Helion produces books on many aspects of Military History from the Late Medieval period through to the present day. Helion was established in 1996, and since then they have published almost 1,200 books, with 100 or more new titles coming out every year. The 'Africa@War' series covers African military history since 1945.

Stephen Edward Rookes is originally from Exeter in the UK, Dr. Stephen Rookes is a French writer and academic who earned his PhD from the University of Toulouse Jean-Jaurès, France. He specializes in the history of Cuban exiles and takes a particular interest in the CIA's covert operations in Central America and in Africa. This is his third instalment for Helion’s @War series.

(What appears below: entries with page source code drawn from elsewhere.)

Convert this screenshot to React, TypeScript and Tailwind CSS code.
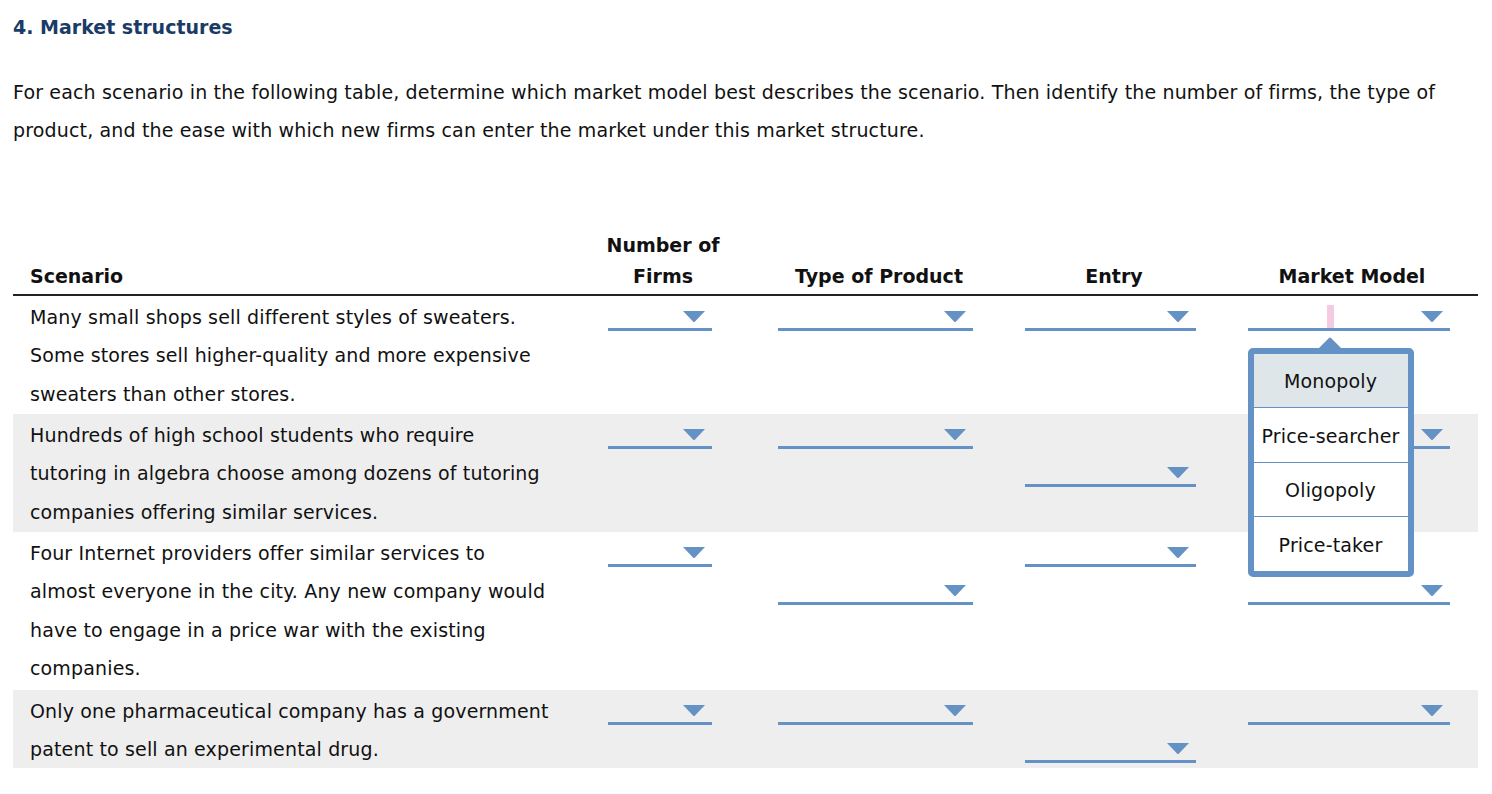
import React from "react";

const FONT = { fontFamily: 'Verdana, "DejaVu Sans", sans-serif' };

function Tri() {
  return (
    <svg width="22" height="11" viewBox="0 0 22 11" className="block">
      <path d="M0 0 H22 L12 10.5 Q11 11.5 10 10.5 Z" fill="#6592c4" />
    </svg>
  );
}

type DDProps = {
  w: string;
  line: number;
  open?: boolean;
};

function Dropdown({ w, line, open }: DDProps) {
  return (
    <div className={line === 1 ? "mt-[53px]" : "mt-[15px]"}>
      <div className={`relative flex flex-col ${w}`}>
        <div className="flex justify-end pr-[7px]">
          <Tri />
        </div>
        <div className="mt-[6px] h-[3px] bg-[#6592c4]" />
        {open && (
          <>
            <div className="absolute left-[79px] top-[-6px] h-[23px] w-[7px] bg-[#f4cbe0]" />
            <div className="absolute left-0 top-[37px] z-10 w-[166px] rounded-[5px] border-[6px] border-[#6592c4] bg-white text-center text-[19px] text-[#111]">
              <svg
                width="22"
                height="11"
                viewBox="0 0 22 11"
                className="absolute left-[65px] top-[-17px] block"
              >
                <path d="M0 11 L10 1 Q11 0 12 1 L22 11 Z" fill="#6592c4" />
              </svg>
              <div className="flex h-[54px] items-center justify-center border-b border-[#6592c4] bg-[#dfe6e9] pt-[2px]">
                Monopoly
              </div>
              <div className="flex h-[55px] items-center justify-center border-b border-[#6592c4] pt-[2px]">
                Price-searcher
              </div>
              <div className="flex h-[54px] items-center justify-center border-b border-[#6592c4] pt-[2px]">
                Oligopoly
              </div>
              <div className="flex h-[54px] items-center justify-center pt-[2px]">
                Price-taker
              </div>
            </div>
          </>
        )}
      </div>
    </div>
  );
}

type Row = {
  h: string;
  bg: string;
  lines: string[];
  firms: number;
  type: number;
  entry: number;
  market: number;
  open?: boolean;
};

const rows: Row[] = [
  {
    h: "h-[118px]",
    bg: "bg-white",
    lines: [
      "Many small shops sell different styles of sweaters.",
      "Some stores sell higher-quality and more expensive",
      "sweaters than other stores.",
    ],
    firms: 0,
    type: 0,
    entry: 0,
    market: 0,
    open: true,
  },
  {
    h: "h-[118px]",
    bg: "bg-[#eeeeee]",
    lines: [
      "Hundreds of high school students who require",
      "tutoring in algebra choose among dozens of tutoring",
      "companies offering similar services.",
    ],
    firms: 0,
    type: 0,
    entry: 1,
    market: 0,
  },
  {
    h: "h-[158px]",
    bg: "bg-white",
    lines: [
      "Four Internet providers offer similar services to",
      "almost everyone in the city. Any new company would",
      "have to engage in a price war with the existing",
      "companies.",
    ],
    firms: 0,
    type: 1,
    entry: 0,
    market: 1,
  },
  {
    h: "h-[78px]",
    bg: "bg-[#eeeeee]",
    lines: [
      "Only one pharmaceutical company has a government",
      "patent to sell an experimental drug.",
    ],
    firms: 0,
    type: 0,
    entry: 1,
    market: 0,
  },
];

const COLS = "grid grid-cols-[542px_216px_216px_254px_222px]";

export default function App() {
  return (
    <div
      className="min-h-[794px] bg-white px-[12px] pt-[15px] text-[19px] tracking-[0.15px] text-[#111]"
      style={FONT}
    >
      <div className="ml-[1px] whitespace-nowrap text-[19px] font-bold leading-[24px] tracking-normal text-[#1a3b66]">
        4. Market structures
      </div>
      <p className="ml-[1px] mt-[34px] whitespace-nowrap leading-[38.4px]">
        For each scenario in the following table, determine which market model best describes the scenario. Then identify the number of firms, the type of
        <br />
        product, and the ease with which new firms can enter the market under this market structure.
      </p>

      <div className="mt-[80px] ml-[1px] w-[1465px]">
        <div
          className={`${COLS} border-b-2 border-[#222] pb-[2px] font-bold leading-[31px] tracking-normal`}
        >
          <div className="flex items-end pl-[17px]">Scenario</div>
          <div className="flex flex-col items-center justify-end text-center">
            <span>Number of</span>
            <span>Firms</span>
          </div>
          <div className="flex items-end justify-center">Type of Product</div>
          <div className="flex items-end justify-center">Entry</div>
          <div className="flex items-end justify-center">Market Model</div>
        </div>

        {rows.map((r, i) => (
          <div key={i} className={`${COLS} ${r.h} ${r.bg} w-[1465px]`}>
            <div className="mt-[2px] whitespace-nowrap pl-[17px] leading-[38.4px]">
              {r.lines.map((l, j) => (
                <div key={j}>{l}</div>
              ))}
            </div>
            <div className="flex justify-center pr-[7px]">
              <Dropdown w="w-[104px]" line={r.firms} />
            </div>
            <div className="flex justify-center pr-[7px]">
              <Dropdown w="w-[195px]" line={r.type} />
            </div>
            <div className="flex justify-center pr-[7px]">
              <Dropdown w="w-[171px]" line={r.entry} />
            </div>
            <div className="flex justify-center pr-[7px]">
              <Dropdown w="w-[202px]" line={r.market} open={r.open} />
            </div>
          </div>
        ))}
      </div>
    </div>
  );
}
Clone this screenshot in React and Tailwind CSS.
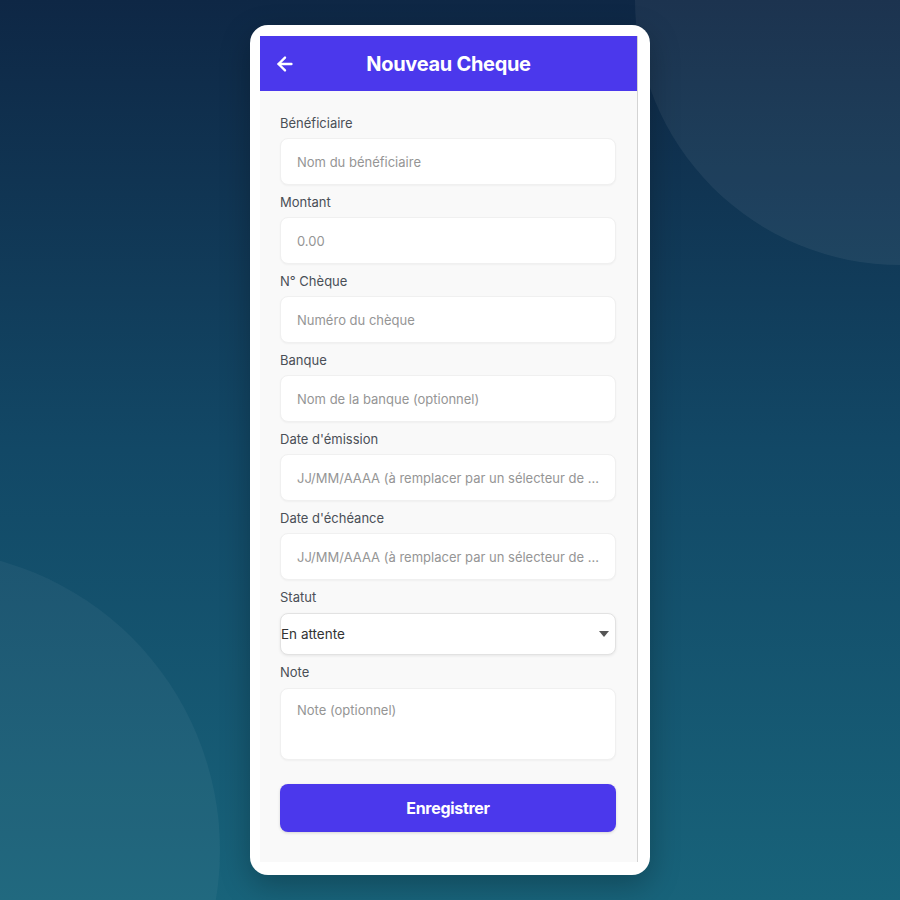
import { ArrowLeft } from 'lucide-react'

const fields = [
  { label: 'Bénéficiaire', placeholder: 'Nom du bénéficiaire' },
  { label: 'Montant', placeholder: '0.00' },
  { label: 'N° Chèque', placeholder: 'Numéro du chèque' },
  { label: 'Banque', placeholder: 'Nom de la banque (optionnel)' },
  { label: "Date d'émission", placeholder: 'JJ/MM/AAAA (à remplacer par un sélecteur de date)' },
  { label: "Date d'échéance", placeholder: 'JJ/MM/AAAA (à remplacer par un sélecteur de date)' },
]

function Field({ label, placeholder }) {
  return (
    <div className="flex flex-col">
      <label className="h-[18px] text-[13px] leading-[18px] text-[#4a4f57]">{label}</label>
      <input
        type="text"
        placeholder={placeholder}
        className="mt-[6px] mb-[8px] h-[47px] w-full truncate rounded-lg border border-[#f0f0f0] bg-white px-4 text-[13px] text-gray-800 shadow-[0_1px_2px_rgba(0,0,0,0.04)] outline-none placeholder:text-[#959595]"
      />
    </div>
  )
}

export default function App() {
  return (
    <div
      className="relative h-[900px] w-full overflow-hidden bg-gradient-to-b from-[#0e2745] via-[#124866] to-[#18637a]"
      style={{ fontFamily: 'Inter, "Noto Sans", sans-serif' }}
    >
      {/* decorative circles */}
      <div className="absolute left-[635px] top-[-265px] h-[530px] w-[530px] rounded-full bg-white/[0.06]" />
      <div className="absolute left-[-380px] top-[550px] h-[600px] w-[600px] rounded-full bg-white/[0.045]" />

      <div className="relative mx-auto mt-[25px] flex h-[850px] w-[400px] flex-col rounded-[18px] bg-white pb-[13px] pl-[10px] pr-[12px] pt-[11px] shadow-[0_10px_30px_rgba(0,0,0,0.25)]">
        <div className="flex flex-1 flex-col overflow-hidden border-r border-[#d4d4d4] bg-[#f9f9f9]">
          <div className="relative flex h-[55px] items-center justify-center bg-[#4b38ec]">
            <ArrowLeft className="absolute left-[14px] text-white" size={22} strokeWidth={2.6} />
            <h1 className="text-[20px] font-bold tracking-[-0.3px] text-white">Nouveau Cheque</h1>
          </div>

          <div className="flex flex-col pl-[20px] pr-[21px] pt-[23px]">
            {fields.map((f) => (
              <Field key={f.label} {...f} />
            ))}

            <label className="h-[18px] text-[13px] leading-[18px] text-[#4a4f57]">Statut</label>
            <div className="mb-[8px] mt-[7px] flex h-[42px] items-center justify-between rounded-lg border border-[#e2e2e2] bg-white pr-[6px] shadow-[0_1px_3px_rgba(0,0,0,0.08)]">
              <span className="text-[13.5px] text-[#333]">En attente</span>
              <svg width="10" height="6" viewBox="0 0 10 6">
                <path d="M0 0 L10 0 L5 6 Z" fill="#555" />
              </svg>
            </div>

            <label className="h-[18px] text-[13px] leading-[18px] text-[#4a4f57]">Note</label>
            <textarea
              placeholder="Note (optionnel)"
              className="mt-[7px] h-[72px] w-full resize-none rounded-lg border border-[#f0f0f0] bg-white px-4 pt-[12px] text-[13px] text-gray-800 shadow-[0_1px_2px_rgba(0,0,0,0.04)] outline-none placeholder:text-[#959595]"
            />

            <button className="mt-[24px] h-[48px] w-full rounded-lg bg-[#4b38ec] text-[16px] font-bold tracking-[-0.3px] text-white shadow-[0_1px_3px_rgba(0,0,0,0.15)]">
              Enregistrer
            </button>
          </div>
        </div>
      </div>
    </div>
  )
}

Helion’s latest book in the Africa @ War series is a square back soft cover includes 80 gloss paper pages. This is the first of two volumes covering the “Congo Crisis’. The cover features a color photograph of President Joseph Kasa-Vubu in a white uniform in a parade of Congo’s independence from Belgium. The cover color side-view by Tom Cooper is of the last of three CM.170 Magisters of the Avikat that bedeviled the UN; in this case as it appeared at Kolwezi airport in November 1961. I counted one color picture (front cover) and 85 black and white photographs and drawings. There are also eight aviation color side profiles by Tom Cooper (Page 40v for example); one helicopter side profile by Luca Canossa; six color illustrations of uniforms by Anderson Subtil; and seven color side AFV profiles by David Bocquelet, along with six black and white maps, one color map, and three tables.

The Democratic Republic of Congo, named after the Congo River, is the largest country in Sub-Saharan Africa by area. As Europe was scrambling for resources via colonization, King Leopold II of Belgium claimed the Congo, acquiring “rights” to the Congo at the 1885 Berlin Conference. Over 250 ethnic groups make up the area that become the Belgian protectorate, where the Bantu peoples are the majority. Even though there are over 200 languages and dialect, most can speak French, and it is the “official” language.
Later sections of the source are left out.